[Given request]: Everything in the data should be repeated exactly, save for the images.

#### Data section ####

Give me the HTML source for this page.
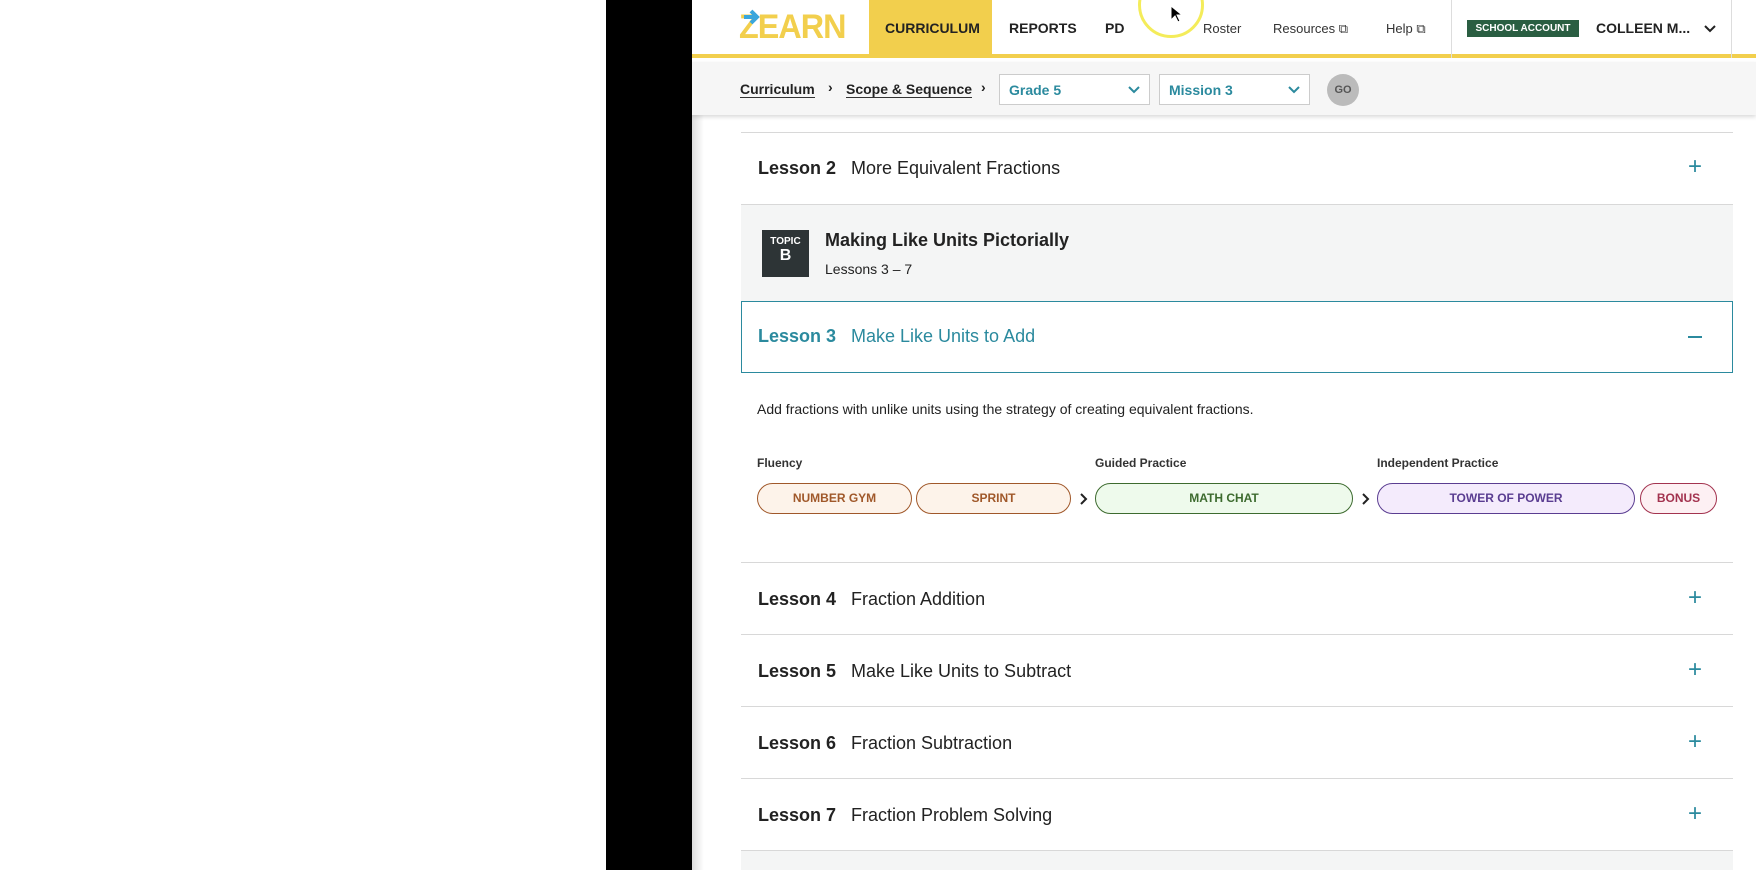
<!DOCTYPE html><html><head><style>
*{margin:0;padding:0;box-sizing:border-box}
body{width:1756px;height:870px;overflow:hidden;background:#fff;font-family:"Liberation Sans",sans-serif;position:relative;color:#222}
.a{position:absolute}
.blk{left:606px;top:0;width:86px;height:870px;background:#000}
.page{left:692px;top:0;width:1064px;height:870px;background:#fff}
.hdr{left:692px;top:0;width:1064px;height:58px;background:#fff;border-bottom:4px solid #f2cf4d}
.sub{left:692px;top:62px;width:1064px;height:53px;background:#f6f6f6;box-shadow:0 2px 4px rgba(0,0,0,.15)}
.nav{font-size:14px;font-weight:bold;color:#222;top:20px}
.nav2{font-size:13px;color:#333;top:21px}
.line{left:741px;width:992px;height:1px;background:#d8d8d8}
.les{left:758px;font-size:18px;font-weight:bold}
.tt{left:851px;font-size:18px}
.plus{left:1688px;font-size:24px;color:#2b8a9e}
.pill{top:483px;height:31px;border-radius:16px;font-size:12px;font-weight:bold;text-align:center;line-height:29px;border:1px solid}
.lab{top:456px;font-size:12px;font-weight:bold;color:#333}
.sel{top:74px;height:31px;border:1px solid #ccc;background:#fff;color:#2b8a9e;font-size:14px;font-weight:bold;padding:7px 9px}
.sel svg{position:absolute;right:9px;top:11px}
</style></head><body>
<div class="a blk"></div>
<div class="a page"></div>
<div class="a" style="left:692px;top:115px;width:12px;height:755px;background:linear-gradient(90deg,#ddd,#fff)"></div>
<div class="a hdr"></div>
<div class="a" style="left:739px;top:8px;font-size:34px;font-weight:bold;color:#f2cf4d;letter-spacing:-1px;transform:scaleX(0.95);transform-origin:left">ZEARN</div>
<svg class="a" style="left:742px;top:9px" width="20" height="16"><path d="M2 8H15M9 2l6 6-6 6" stroke="#3aa6dc" stroke-width="4" fill="none"/></svg>
<div class="a" style="left:869px;top:0;width:123px;height:58px;background:#f2cf4d"></div>
<div class="a nav" style="left:885px">CURRICULUM</div>
<div class="a nav" style="left:1009px">REPORTS</div>
<div class="a nav" style="left:1105px">PD</div>
<div class="a nav2" style="left:1203px">Roster</div>
<div class="a nav2" style="left:1273px">Resources ⧉</div>
<div class="a nav2" style="left:1386px">Help ⧉</div>
<div class="a" style="left:1451px;top:0;width:1px;height:58px;background:#ddd"></div>
<div class="a" style="left:1731px;top:0;width:1px;height:58px;background:#ddd"></div>
<div class="a" style="left:1467px;top:20px;width:112px;height:17px;background:#2a5e42;color:#fff;font-size:10px;font-weight:bold;text-align:center;line-height:17px">SCHOOL ACCOUNT</div>
<div class="a nav" style="left:1596px">COLLEEN M...</div>
<svg class="a" style="left:1704px;top:25px" width="12" height="8"><path d="M1 1l5 5 5-5" stroke="#222" stroke-width="2" fill="none"/></svg>
<div class="a" style="left:1138px;top:-28px;width:66px;height:66px;border:3px solid #f4ec5a;border-radius:50%"></div>
<svg class="a" style="left:1170px;top:5px" width="12" height="18"><path d="M1 1v14l4-4 3 6 2-1-3-6h5z" fill="#000" stroke="#fff" stroke-width="1"/></svg>
<div class="a sub"></div>
<div class="a" style="left:740px;top:81px;font-size:14px;font-weight:bold;border-bottom:1px solid #333">Curriculum</div>
<div class="a" style="left:828px;top:79px;font-size:14px;font-weight:bold">›</div>
<div class="a" style="left:846px;top:81px;font-size:14px;font-weight:bold;border-bottom:1px solid #333">Scope &amp; Sequence</div>
<div class="a" style="left:981px;top:79px;font-size:14px;font-weight:bold">›</div>
<div class="a sel" style="left:999px;width:151px">Grade 5<svg width="12" height="8"><path d="M1 1l5 5 5-5" stroke="#2b8a9e" stroke-width="2" fill="none"/></svg></div>
<div class="a sel" style="left:1159px;width:151px">Mission 3<svg width="12" height="8"><path d="M1 1l5 5 5-5" stroke="#2b8a9e" stroke-width="2" fill="none"/></svg></div>
<div class="a" style="left:1327px;top:74px;width:32px;height:32px;border-radius:50%;background:#bbb;color:#555;font-size:11px;font-weight:bold;text-align:center;line-height:32px">GO</div>

<div class="a line" style="top:132px"></div>
<div class="a les" style="top:158px">Lesson 2</div><div class="a tt" style="top:158px">More Equivalent Fractions</div><div class="a plus" style="top:153px">+</div>
<div class="a line" style="top:204px"></div>
<div class="a" style="left:741px;top:205px;width:992px;height:96px;background:#f4f5f5"></div>
<div class="a" style="left:762px;top:230px;width:47px;height:47px;background:#2d3436;color:#fff;text-align:center;font-weight:bold"><div style="font-size:10px;margin-top:6px">TOPIC</div><div style="font-size:16px">B</div></div>
<div class="a" style="left:825px;top:230px;font-size:18px;font-weight:bold">Making Like Units Pictorially</div>
<div class="a" style="left:825px;top:261px;font-size:14px">Lessons 3 – 7</div>
<div class="a" style="left:741px;top:301px;width:992px;height:72px;border:1px solid #2b8a9e"></div>
<div class="a les" style="top:326px;color:#2b8a9e">Lesson 3</div><div class="a tt" style="top:326px;color:#2b8a9e">Make Like Units to Add</div>
<div class="a" style="left:1688px;top:336px;width:14px;height:2px;background:#2b8a9e"></div>
<div class="a" style="left:757px;top:401px;font-size:14px">Add fractions with unlike units using the strategy of creating equivalent fractions.</div>
<div class="a lab" style="left:757px">Fluency</div>
<div class="a lab" style="left:1095px">Guided Practice</div>
<div class="a lab" style="left:1377px">Independent Practice</div>
<div class="a pill" style="left:757px;width:155px;background:#fdf3ea;border-color:#a0582a;color:#a0582a">NUMBER GYM</div>
<div class="a pill" style="left:916px;width:155px;background:#fdf3ea;border-color:#a0582a;color:#a0582a">SPRINT</div>
<svg class="a" style="left:1080px;top:493px" width="8" height="12"><path d="M1 1l5 5-5 5" stroke="#222" stroke-width="2" fill="none"/></svg>
<div class="a pill" style="left:1095px;width:258px;background:#eefaec;border-color:#3d6b2f;color:#3d6b2f">MATH CHAT</div>
<svg class="a" style="left:1362px;top:493px" width="8" height="12"><path d="M1 1l5 5-5 5" stroke="#222" stroke-width="2" fill="none"/></svg>
<div class="a pill" style="left:1377px;width:258px;background:#f4ebfc;border-color:#5a3d91;color:#5a3d91">TOWER OF POWER</div>
<div class="a pill" style="left:1640px;width:77px;background:#fdf0f3;border-color:#a3334f;color:#a3334f">BONUS</div>
<div class="a line" style="top:562px"></div>
<div class="a les" style="top:589px">Lesson 4</div><div class="a tt" style="top:589px">Fraction Addition</div><div class="a plus" style="top:584px">+</div>
<div class="a line" style="top:634px"></div>
<div class="a les" style="top:661px">Lesson 5</div><div class="a tt" style="top:661px">Make Like Units to Subtract</div><div class="a plus" style="top:656px">+</div>
<div class="a line" style="top:706px"></div>
<div class="a les" style="top:733px">Lesson 6</div><div class="a tt" style="top:733px">Fraction Subtraction</div><div class="a plus" style="top:728px">+</div>
<div class="a line" style="top:778px"></div>
<div class="a les" style="top:805px">Lesson 7</div><div class="a tt" style="top:805px">Fraction Problem Solving</div><div class="a plus" style="top:800px">+</div>
<div class="a line" style="top:850px"></div>
<div class="a" style="left:741px;top:851px;width:992px;height:19px;background:#f4f5f5"></div>
</body></html>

####

[Response for this exercise]:
Give me the HTML source for this page.
<!DOCTYPE html><html><head><style>
*{margin:0;padding:0;box-sizing:border-box}
body{width:1756px;height:870px;overflow:hidden;background:#fff;font-family:"Liberation Sans",sans-serif;position:relative;color:#222}
.a{position:absolute}
.blk{left:606px;top:0;width:86px;height:870px;background:#000}
.page{left:692px;top:0;width:1064px;height:870px;background:#fff}
.hdr{left:692px;top:0;width:1064px;height:58px;background:#fff;border-bottom:4px solid #f2cf4d}
.sub{left:692px;top:62px;width:1064px;height:53px;background:#f6f6f6;box-shadow:0 2px 4px rgba(0,0,0,.15)}
.nav{font-size:14px;font-weight:bold;color:#222;top:20px}
.nav2{font-size:13px;color:#333;top:21px}
.line{left:741px;width:992px;height:1px;background:#d8d8d8}
.les{left:758px;font-size:18px;font-weight:bold}
.tt{left:851px;font-size:18px}
.plus{left:1688px;font-size:24px;color:#2b8a9e}
.pill{top:483px;height:31px;border-radius:16px;font-size:12px;font-weight:bold;text-align:center;line-height:29px;border:1px solid}
.lab{top:456px;font-size:12px;font-weight:bold;color:#333}
.sel{top:74px;height:31px;border:1px solid #ccc;background:#fff;color:#2b8a9e;font-size:14px;font-weight:bold;padding:7px 9px}
.sel svg{position:absolute;right:9px;top:11px}
</style></head><body>
<div class="a blk"></div>
<div class="a page"></div>
<div class="a" style="left:692px;top:115px;width:12px;height:755px;background:linear-gradient(90deg,#ddd,#fff)"></div>
<div class="a hdr"></div>
<div class="a" style="left:739px;top:8px;font-size:34px;font-weight:bold;color:#f2cf4d;letter-spacing:-1px;transform:scaleX(0.95);transform-origin:left">ZEARN</div>
<svg class="a" style="left:742px;top:9px" width="20" height="16"><path d="M2 8H15M9 2l6 6-6 6" stroke="#3aa6dc" stroke-width="4" fill="none"/></svg>
<div class="a" style="left:869px;top:0;width:123px;height:58px;background:#f2cf4d"></div>
<div class="a nav" style="left:885px">CURRICULUM</div>
<div class="a nav" style="left:1009px">REPORTS</div>
<div class="a nav" style="left:1105px">PD</div>
<div class="a nav2" style="left:1203px">Roster</div>
<div class="a nav2" style="left:1273px">Resources ⧉</div>
<div class="a nav2" style="left:1386px">Help ⧉</div>
<div class="a" style="left:1451px;top:0;width:1px;height:58px;background:#ddd"></div>
<div class="a" style="left:1731px;top:0;width:1px;height:58px;background:#ddd"></div>
<div class="a" style="left:1467px;top:20px;width:112px;height:17px;background:#2a5e42;color:#fff;font-size:10px;font-weight:bold;text-align:center;line-height:17px">SCHOOL ACCOUNT</div>
<div class="a nav" style="left:1596px">COLLEEN M...</div>
<svg class="a" style="left:1704px;top:25px" width="12" height="8"><path d="M1 1l5 5 5-5" stroke="#222" stroke-width="2" fill="none"/></svg>
<div class="a" style="left:1138px;top:-28px;width:66px;height:66px;border:3px solid #f4ec5a;border-radius:50%"></div>
<svg class="a" style="left:1170px;top:5px" width="12" height="18"><path d="M1 1v14l4-4 3 6 2-1-3-6h5z" fill="#000" stroke="#fff" stroke-width="1"/></svg>
<div class="a sub"></div>
<div class="a" style="left:740px;top:81px;font-size:14px;font-weight:bold;border-bottom:1px solid #333">Curriculum</div>
<div class="a" style="left:828px;top:79px;font-size:14px;font-weight:bold">›</div>
<div class="a" style="left:846px;top:81px;font-size:14px;font-weight:bold;border-bottom:1px solid #333">Scope &amp; Sequence</div>
<div class="a" style="left:981px;top:79px;font-size:14px;font-weight:bold">›</div>
<div class="a sel" style="left:999px;width:151px">Grade 5<svg width="12" height="8"><path d="M1 1l5 5 5-5" stroke="#2b8a9e" stroke-width="2" fill="none"/></svg></div>
<div class="a sel" style="left:1159px;width:151px">Mission 3<svg width="12" height="8"><path d="M1 1l5 5 5-5" stroke="#2b8a9e" stroke-width="2" fill="none"/></svg></div>
<div class="a" style="left:1327px;top:74px;width:32px;height:32px;border-radius:50%;background:#bbb;color:#555;font-size:11px;font-weight:bold;text-align:center;line-height:32px">GO</div>

<div class="a line" style="top:132px"></div>
<div class="a les" style="top:158px">Lesson 2</div><div class="a tt" style="top:158px">More Equivalent Fractions</div><div class="a plus" style="top:153px">+</div>
<div class="a line" style="top:204px"></div>
<div class="a" style="left:741px;top:205px;width:992px;height:96px;background:#f4f5f5"></div>
<div class="a" style="left:762px;top:230px;width:47px;height:47px;background:#2d3436;color:#fff;text-align:center;font-weight:bold"><div style="font-size:10px;margin-top:6px">TOPIC</div><div style="font-size:16px">B</div></div>
<div class="a" style="left:825px;top:230px;font-size:18px;font-weight:bold">Making Like Units Pictorially</div>
<div class="a" style="left:825px;top:261px;font-size:14px">Lessons 3 – 7</div>
<div class="a" style="left:741px;top:301px;width:992px;height:72px;border:1px solid #2b8a9e"></div>
<div class="a les" style="top:326px;color:#2b8a9e">Lesson 3</div><div class="a tt" style="top:326px;color:#2b8a9e">Make Like Units to Add</div>
<div class="a" style="left:1688px;top:336px;width:14px;height:2px;background:#2b8a9e"></div>
<div class="a" style="left:757px;top:401px;font-size:14px">Add fractions with unlike units using the strategy of creating equivalent fractions.</div>
<div class="a lab" style="left:757px">Fluency</div>
<div class="a lab" style="left:1095px">Guided Practice</div>
<div class="a lab" style="left:1377px">Independent Practice</div>
<div class="a pill" style="left:757px;width:155px;background:#fdf3ea;border-color:#a0582a;color:#a0582a">NUMBER GYM</div>
<div class="a pill" style="left:916px;width:155px;background:#fdf3ea;border-color:#a0582a;color:#a0582a">SPRINT</div>
<svg class="a" style="left:1080px;top:493px" width="8" height="12"><path d="M1 1l5 5-5 5" stroke="#222" stroke-width="2" fill="none"/></svg>
<div class="a pill" style="left:1095px;width:258px;background:#eefaec;border-color:#3d6b2f;color:#3d6b2f">MATH CHAT</div>
<svg class="a" style="left:1362px;top:493px" width="8" height="12"><path d="M1 1l5 5-5 5" stroke="#222" stroke-width="2" fill="none"/></svg>
<div class="a pill" style="left:1377px;width:258px;background:#f4ebfc;border-color:#5a3d91;color:#5a3d91">TOWER OF POWER</div>
<div class="a pill" style="left:1640px;width:77px;background:#fdf0f3;border-color:#a3334f;color:#a3334f">BONUS</div>
<div class="a line" style="top:562px"></div>
<div class="a les" style="top:589px">Lesson 4</div><div class="a tt" style="top:589px">Fraction Addition</div><div class="a plus" style="top:584px">+</div>
<div class="a line" style="top:634px"></div>
<div class="a les" style="top:661px">Lesson 5</div><div class="a tt" style="top:661px">Make Like Units to Subtract</div><div class="a plus" style="top:656px">+</div>
<div class="a line" style="top:706px"></div>
<div class="a les" style="top:733px">Lesson 6</div><div class="a tt" style="top:733px">Fraction Subtraction</div><div class="a plus" style="top:728px">+</div>
<div class="a line" style="top:778px"></div>
<div class="a les" style="top:805px">Lesson 7</div><div class="a tt" style="top:805px">Fraction Problem Solving</div><div class="a plus" style="top:800px">+</div>
<div class="a line" style="top:850px"></div>
<div class="a" style="left:741px;top:851px;width:992px;height:19px;background:#f4f5f5"></div>
</body></html>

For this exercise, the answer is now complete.